You know the sensations a familiar record will evoke. But with new music your responses are unpredictable and sometimes unexpected & take you where you may never have been before. I like that. I like this too. Thanks Lttle Phnx for these “four intimate moments where time refracts off of the precious walls.”

‘Machine Love’ is an ice-cool collaboration between former Christchurch sonic explorer Mark Roberts as We Are Temporary and fellow Christchurch electronica artist (and PopLib favourite) Misfit Mod.

It is the lead single off a new We Are Temporary album called “Gemini” (due late 2014 on Stars & Letters).
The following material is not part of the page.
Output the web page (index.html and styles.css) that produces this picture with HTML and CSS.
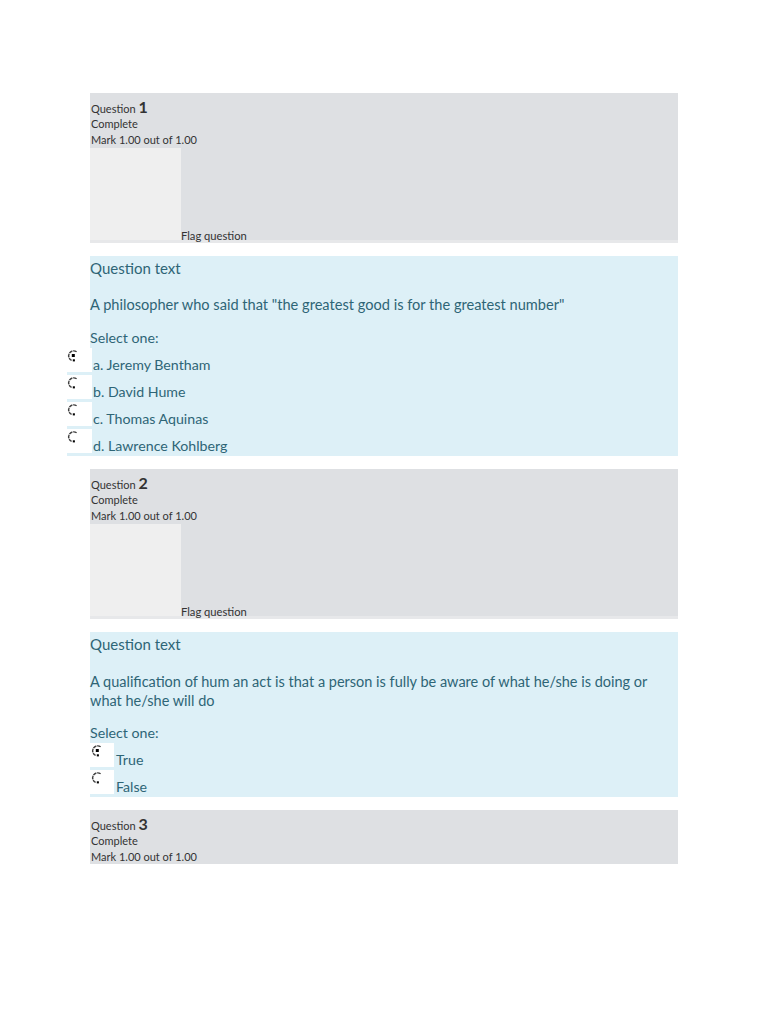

Misfit Mod (Sarah Kelleher) contributed the lyrics and vocals. While Sarah as Misfit Mod usually operates in a minimalist electronica setting where the vocals are the human heart of the song, “Machine Love” turns up the volume, intensity and sonic distractions to stadium-filling levels. Despite the churn that voice still manages to shine through the thundering pulse and clatter of machinery, calm at the centre of the storm, with its perfect melancholic soul intact.

MOPPY

Day 14 of the NZ Music Month daily NZ music madness is ‘Wellsford Video’ from the dark imagination of Auckland sound-charmer MOPPY.

This from Muzai Records Bandcamp page: “Moppy (a.k.a Thom Burton) produces wonders of glitch and IDM that take their cues from the ambient works of Chris Morris and the soundtrack to television classic Jaaaaam. Cultivated through a period of fasting in a tin-foil hat, with a brief period of time working with Cute Banana (who appeared on the single “Big Bad Wolf” from his first album, Mokai), Seconds is more than mere electronic music and EDM.”

No idea what any of that actually means sorry but I do like this Moppy album. ‘Seconds’ reminds me in places of early Eno (eg: Music for Films) and Boards of Canada and in other places of the experimental side of Broadcast. But there’s also a lot of musique-concrete & avant-garde sound manipulation going on here too which means it is hard to pin it down to being any one thing.

It’s all very exotic yet accessible while also being fresh & a little challenging. Which pretty much sums up the modus operandi of Muzai Records really.